另一方面,电影的剪辑给这种靠表演积累的纯张力提供了第二层保障。影片结尾处乔治六世的宣战演讲从头到尾仅三分多钟,可是我看到了什么啊,在贝多芬第七交响曲完美配合的语言节奏下,镜头对英国各个阶层人的速写渐渐铺展开,我看到了不列颠最引以自豪的气质和气场,那种面对最糟糕情况的从容和淡然,那种无需大张旗鼓宣扬即可万人一心的觉醒,那股冷静中透着的热血豪情,决心里蕴含的豁达自信,那是对人性至高的尊重,那是心灵最深处的优雅。这是个于无声处高潮的结尾,让我突然正襟危坐,让我不禁起立鼓掌。
很多时候,英国电影都是以小见大,但求精致不求大气,虽自成一派温婉的风格但久了未免让人心生疲倦,这与被商业票房3D炸弹轰炸多了而生出的懈怠是一样的。可一旦英国气质的电影在具备了表演上的收放自如的传统同时,达到了自身叙事节奏的平衡,那就成了一部杰出。而一旦杰作又具有了无懈可击的张力,那就是美丽的了,那就是于无人处怒放的昙花,那就是艺术品。

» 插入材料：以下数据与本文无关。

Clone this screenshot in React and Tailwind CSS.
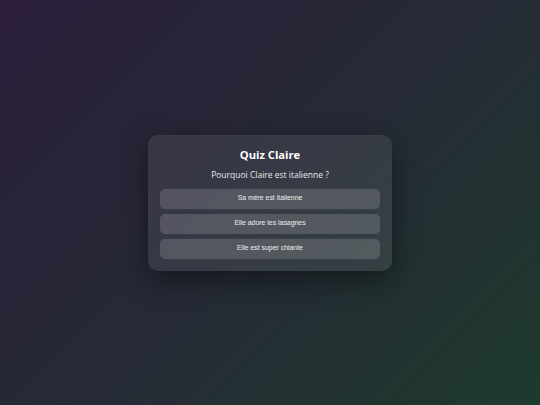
export default function App() {
  const answers = ["Sa mère est italienne", "Elle adore les lasagnes", "Elle est super chiante"];
  return (
    <div className="w-[540px] h-[405px] flex items-center justify-center bg-[linear-gradient(135deg,#2b1e3a_0%,#262a36_50%,#1e3a2d_100%)]">
      <div className="w-[244px] rounded-[10px] bg-white/[0.08] shadow-[0_10px_30px_rgba(0,0,0,0.45)] px-3 pt-3 pb-3 flex flex-col items-center" style={{ fontFamily: '"Open Sans", sans-serif' }}>
        <h1 className="text-[11.2px] font-bold text-white leading-[16px]">Quiz Claire</h1>
        <p className="mt-[6px] text-[8.5px] text-gray-200 leading-[12px]">Pourquoi Claire est italienne ?</p>
        <div className="mt-[8px] w-full flex flex-col gap-[5px]">
          {answers.map((a) => (
            <button key={a} className="w-full h-[20px] rounded-[5px] bg-white/[0.15] text-[6.9px] text-white/90" style={{ fontFamily: '"Liberation Sans", Arial, sans-serif' }}>
              {a}
            </button>
          ))}
        </div>
      </div>
    </div>
  );
}
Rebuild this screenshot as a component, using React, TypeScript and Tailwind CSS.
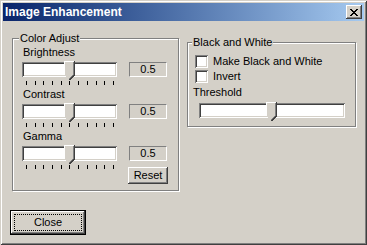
const raised =
  "shadow-[inset_-1px_-1px_#404040,inset_1px_1px_#ffffff,inset_-2px_-2px_#808080,inset_2px_2px_#d4d0c8]";
const sunken =
  "shadow-[inset_1px_1px_#808080,inset_-1px_-1px_#ffffff,inset_2px_2px_#404040,inset_-2px_-2px_#d4d0c8]";
const etched = "border border-[#808080] shadow-[inset_1px_1px_#ffffff,1px_1px_#ffffff]";

function Thumb({ left }: { left: number }) {
  return (
    <svg
      width="11"
      height="19"
      viewBox="0 0 11 19"
      className="absolute top-[-1px]"
      style={{ left }}
      shapeRendering="crispEdges"
    >
      <polygon points="0,0 11,0 11,14 5.5,19 0,14" fill="#d4d0c8" />
      <polyline points="0.5,14 0.5,0.5 10,0.5" fill="none" stroke="#ffffff" />
      <polyline points="9.5,1 9.5,14 5.5,18" fill="none" stroke="#808080" />
      <polyline points="10.5,0 10.5,14.2 5.5,19" fill="none" stroke="#404040" />
    </svg>
  );
}

function Track({ width, thumb }: { width: number; thumb: number }) {
  return (
    <div className={`relative h-[15px] bg-white ${sunken}`} style={{ width }}>
      <Thumb left={thumb} />
    </div>
  );
}

function Ticks() {
  return (
    <div className="flex w-[88px] justify-between ml-[4px]">
      {Array.from({ length: 11 }).map((_, i) => (
        <div key={i} className="w-px h-[4px] bg-black" />
      ))}
    </div>
  );
}

function ValueBox() {
  return (
    <div className="ml-[12px] w-[38px] h-[15px] border border-t-[#808080] border-l-[#808080] border-b-white border-r-white flex items-center justify-center leading-none">
      0.5
    </div>
  );
}

function SliderBlock({ label, reset }: { label: string; reset?: boolean }) {
  return (
    <div className="flex flex-col h-[42px]">
      <div className="h-[14px] leading-[14px] ml-[1px]">{label}</div>
      <div className="flex mt-[3px]">
        <Track width={95} thumb={42} />
        <ValueBox />
      </div>
      <div className="flex items-start mt-[4px]">
        <Ticks />
        {reset && (
          <button
            className={`ml-[14px] mt-[2px] w-[40px] h-[17px] bg-[#d4d0c8] ${raised} flex items-center justify-center leading-none`}
          >
            Reset
          </button>
        )}
      </div>
    </div>
  );
}

function Checkbox({ label }: { label: string }) {
  return (
    <div className="flex items-start h-[15px] ml-[2px]">
      <div className={`w-[13px] h-[13px] bg-white ${sunken}`} />
      <span className="ml-[5px] leading-[13px]">{label}</span>
    </div>
  );
}

export default function App() {
  return (
    <div
      className={`w-[367px] h-[245px] p-[3px] bg-[#d4d0c8] text-black text-[11px] font-['Liberation_Sans',Arial,sans-serif] shadow-[inset_1px_1px_#d4d0c8,inset_-1px_-1px_#404040,inset_2px_2px_#ffffff,inset_-2px_-2px_#808080]`}
    >
      {/* title bar */}
      <div className="h-[18px] flex items-center justify-between bg-gradient-to-r from-[#0a246a] to-[#a6caf0] pl-[2px] pr-[2px]">
        <span className="text-white font-bold text-[12px] leading-none">Image Enhancement</span>
        <div className={`w-[16px] h-[14px] bg-[#d4d0c8] ${raised} flex items-center justify-center`}>
          <svg width="8" height="7" viewBox="0 0 8 7" shapeRendering="crispEdges">
            <path d="M0 0h2v1h-2zM6 0h2v1h-2zM1 1h2v1h-2zM5 1h2v1h-2zM2 2h4v1h-4zM3 3h2v1h-2zM2 4h4v1h-4zM1 5h2v1h-2zM5 5h2v1h-2zM0 6h2v1h-2zM6 6h2v1h-2z" fill="#000" />
          </svg>
        </div>
      </div>

      {/* body */}
      <div className="flex flex-col pl-[7px] pt-[17px]">
        <div className="flex items-start ml-[2px]">
          <div className={`relative w-[167px] h-[153px] ${etched} pt-[6px] pl-[9px]`}>
            <span className="absolute left-[6px] top-[-7px] px-px bg-[#d4d0c8] leading-[13px]">Color Adjust</span>
            <SliderBlock label="Brightness" />
            <SliderBlock label="Contrast" />
            <SliderBlock label="Gamma" reset />
          </div>

          <div className={`relative ml-[8px] mt-[4px] w-[169px] h-[85px] ${etched} pt-[12px] pl-[5px]`}>
            <span className="absolute left-[4px] top-[-7px] px-px bg-[#d4d0c8] leading-[13px]">Black and White</span>
            <Checkbox label="Make Black and White" />
            <Checkbox label="Invert" />
            <div className="h-[14px] leading-[14px]">Threshold</div>
            <div className="mt-[4px] ml-[6px]">
              <Track width={146} thumb={67} />
            </div>
          </div>
        </div>

        <button className="mt-[19px] w-[76px] h-[25px] border border-black bg-[#d4d0c8] shadow-[inset_-1px_-1px_#404040,inset_1px_1px_#ffffff,inset_-2px_-2px_#808080,inset_2px_2px_#d4d0c8] relative flex items-center justify-center leading-none">
          <span className="absolute inset-[3px] border border-dotted border-black" />
          Close
        </button>
      </div>
    </div>
  );
}
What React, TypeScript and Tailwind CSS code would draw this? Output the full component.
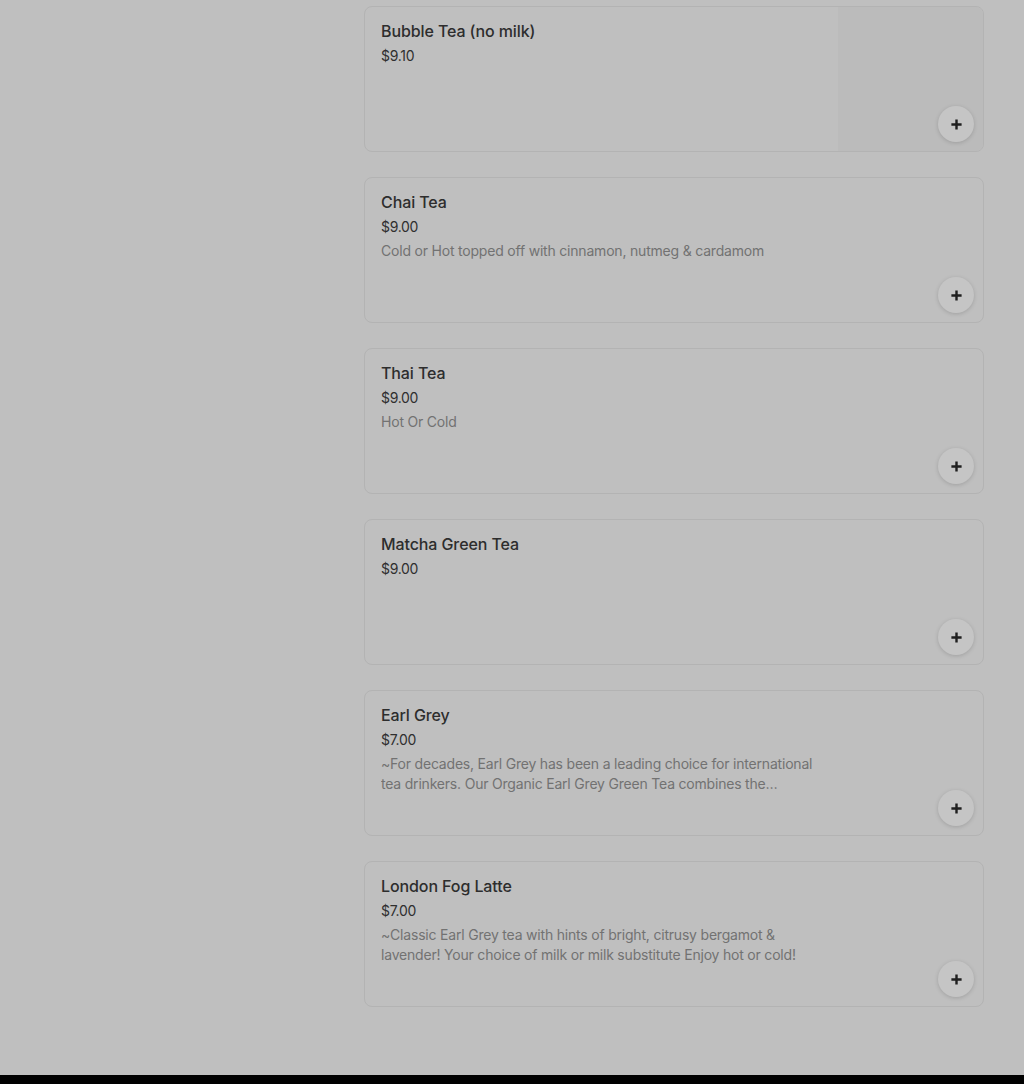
import React from "react";

type Item = {
  name: string;
  price: string;
  description?: string;
  image?: boolean;
};

const items: Item[] = [
  { name: "Bubble Tea (no milk)", price: "$9.10", image: true },
  {
    name: "Chai Tea",
    price: "$9.00",
    description: "Cold or Hot topped off with cinnamon, nutmeg & cardamom",
  },
  { name: "Thai Tea", price: "$9.00", description: "Hot Or Cold" },
  { name: "Matcha Green Tea", price: "$9.00" },
  {
    name: "Earl Grey",
    price: "$7.00",
    description:
      "~For decades, Earl Grey has been a leading choice for international tea drinkers. Our Organic Earl Grey Green Tea combines the delicate taste of green tea with the citrus aroma of bergamot.",
  },
  {
    name: "London Fog Latte",
    price: "$7.00",
    description:
      "~Classic Earl Grey tea with hints of bright, citrusy bergamot & lavender! Your choice of milk or milk substitute Enjoy hot or cold!",
  },
];

const PlusIcon = () => (
  <svg width="13" height="13" viewBox="0 0 14 14" fill="none">
    <path d="M7 1.5v11M1.5 7h11" stroke="#1f1f1f" strokeWidth="2.6" />
  </svg>
);

// One menu card
const MenuCard = ({ item }: { item: Item }) => {
  return (
    <div className="relative flex h-[146px] overflow-hidden rounded-lg border border-[#b3b3b3]">
      <div className="flex-1 pl-4 pt-[13px]">
        <div className="text-[16px] font-medium leading-[22px] tracking-[-0.1px] text-[#2d2d2d]">
          {item.name}
        </div>
        <div className="mt-[4px] text-[14px] leading-[20px] tracking-[-0.3px] text-[#2f2f2f]">
          {item.price}
        </div>
        {item.description && (
          <p className="mt-[4px] line-clamp-2 max-w-[436px] text-[14px] leading-[20px] tracking-[-0.2px] text-[#727272]">
            {item.description}
          </p>
        )}
      </div>
      {item.image && <div className="w-[145px] bg-[#bbbbbb]" />}
      <button className="absolute bottom-[9px] right-[9px] flex h-9 w-9 items-center justify-center rounded-full bg-[#c5c5c5] shadow-[0_1px_4px_rgba(0,0,0,0.16)]">
        <PlusIcon />
      </button>
    </div>
  );
};

const App = () => {
  return (
    <div
      className="min-h-screen bg-[#bfbfbf]"
      style={{ fontFamily: "Inter, 'Noto Sans', Arial, sans-serif" }}
    >
      <div className="flex pt-[6px] pb-[68px]">
        <aside className="w-[364px] shrink-0" />
        <main className="flex w-[620px] flex-col gap-[25px]">
          {items.map((item) => (
            <MenuCard key={item.name} item={item} />
          ))}
        </main>
      </div>
      <footer className="h-[200px] bg-black" />
    </div>
  );
};

export default App;
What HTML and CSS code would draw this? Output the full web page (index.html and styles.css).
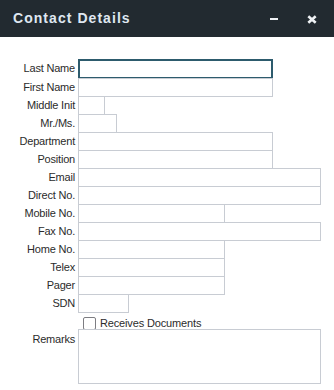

最后,还想谈谈《国王》的配乐。在影片中贝多芬与莫扎特差不多打个平手。戴斯·普拉就后者的安排同等出彩,首先有前述朗读录音处嘈嘈切热络的《费加罗婚礼》,非常欢快喜悦,好像象征罗格医生的轻调侃态度,也似乎说他对病症抱持乐观。再来就是单簧管协奏曲(K622)首章了,脍炙人口的轻盈快板,交替互补、昂扬的弦音与管音,正符合画面中修行的博尔第与里翁奈尔。我印象里宣战演说结束后,又出现过这一乐段,好像执意逗观众破涕而笑,叫你来不及放纵感慨,就要用新生的乐观勇敢占据你。无论何时,莫扎特这个精灵天使总能轻易点拨人生,帮它自修自壮,不那么枯苦。